Katy Deepwell: So, do you think in this chaotic performance we somehow managed to reproduce or demonstrate the limits of the net - which was also the idea of cyberknitting.
Branka Milicic-Davic : I hope people realise this because it's really limited by the simple fact that many people are not using the net - because of money and access, it's like an expensive hobby for a few. In Yugoslavia, we have just one commercial provider. It is limited in many ways, but it is also a great possibility. Sometimes you do not have enough money or time to travel somewhere but through the internet you can be in many places in a way. You can collect information, a lot of impressions. That's why I like some mailing lists, the East Syndicate for exchange of information, Nettime for contemplation or more serious thinking, Faces as a female list - a lot of different lists. I run a local list, local by language, but it has subscribers from 10 European and non-European countries, people who have left Yugoslavia. Different connections can be made.

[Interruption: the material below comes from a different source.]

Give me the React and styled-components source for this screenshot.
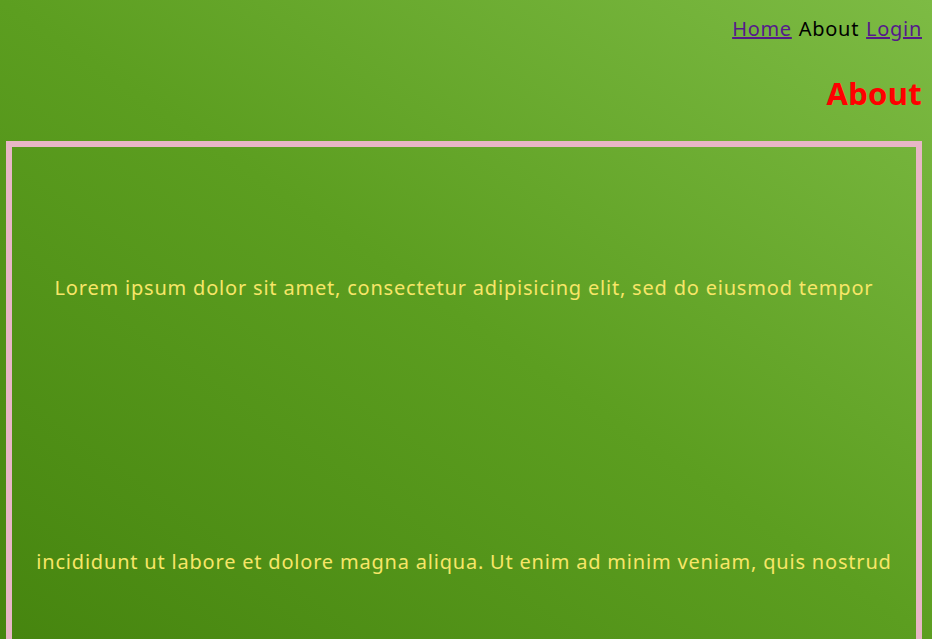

Katy Deepwell : Many people in the audience commented that they were in and out of the conversation because the images of the films projected were so distracting . This it seems also happens with the net, endless graphics and very little information but much visual stimulation. The films however were full of content.
Branka Milicic-Davic : More information chaos, people are bombed by information, usually that selected by authorities and institutions, and then they are trying to select their own way. And in this search they are going everywhere across the net, pornography, real-audio, music, quick-time video. Sometimes I find myself downloading more and more and I ask myself what do I need it for? I don't need it at all. It's just an expensive toy. For people who are serious in their work, they can always make a limit. Everything is useful if you know how to use it. Just a small extent of people in our society are addicts - it's up to you how to use it for yourself.